Wenn nun aber (unter den Menschen) am vormaligen Aufenthaltsort (in der Höhle nämlich) gewisse Ehrungen und Lobsprüche festgesetzt wären für den, der am schärfsten das Vorübergehende (was sich alltäglich zuträgt) ins Auge faßt und dazu am meisten das im Gedächtnis behält, was davon zuerst, was nachher und was gleichzeitig vorbeigebracht zu werden pflegt, und der (dann) hieraus das vorher zu sagen vermöchte, was am ehesten künftig eintreten könnte, glaubst du, ihn (den aus der Höhle Hinausgegangenen) würde es (jetzt noch) nach jenen (in der Höhle) verlangen, um mit denen (dort) zu wetteifern, die bei jenen in Ansehen und Macht stehen, oder wird er nicht gar sehr das auf sich nehmen wollen, wovon Homer sagt: »einem fremden unbegüterten Manne um Lohn zu dienen«, und wird er nicht überhaupt was immer sonst eher ertragen wollen, als in jenen (für die Höhle gültigen) Ansichten sich herumzutreiben und auf jene Weise ein Mensch zu sein?

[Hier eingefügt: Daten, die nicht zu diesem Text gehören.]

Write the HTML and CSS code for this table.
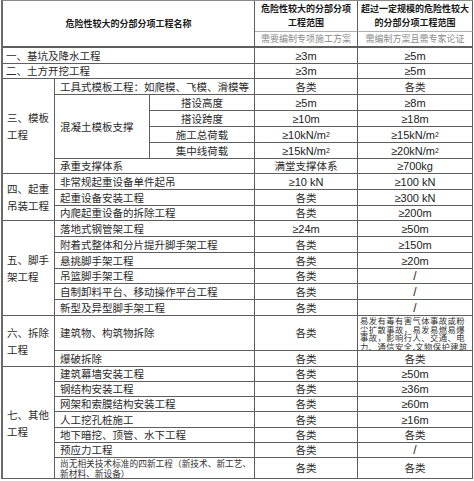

- Ich glaube, sagte er, alles würde er eher über sich ergehen lassen, als auf jene (höhlenmäßige) Weise ein Mensch zu sein. -

Und nun also bedenke dieses, erwiderte ich: Wenn der solcherart aus der Höhle Herausgekommene wiederum hinabstiege und an denselben Platz sich niedersetzte, füllten sich ihm da nicht, wo er plötzlich aus der Sonne kommt, die Augen mit Finsternissen? - Gar sehr allerdings, sagte er. -

Wenn er nun wieder mit den ständig dort Gefesselten sich abgeben müßte im Aufstellen und Behaupten von Ansichten über die Schatten, während ihm noch die Augen blöd sind, bevor er sie wieder angepaßt hat, was nicht geringe Zeit der Eingewöhnung verlangte, würde er dann dort unten nicht der Lächerlichkeit preisgegeben sein, und würde man ihm nicht zu verstehen geben, daß er ja nur hinaufgestiegen sei, um mit verdorbenen Augen (in die Höhle) zurückzukehren, daß es also auch ganz und gar nicht lohne, sich auf den Weg nach oben zu machen? Und werden sie denjenigen, der Hand anlegte, sie von den Fesseln zu lösen und hinaufzuführen, wenn sie seiner habhaft werden und ihn töten könnten, nicht wirklich töten?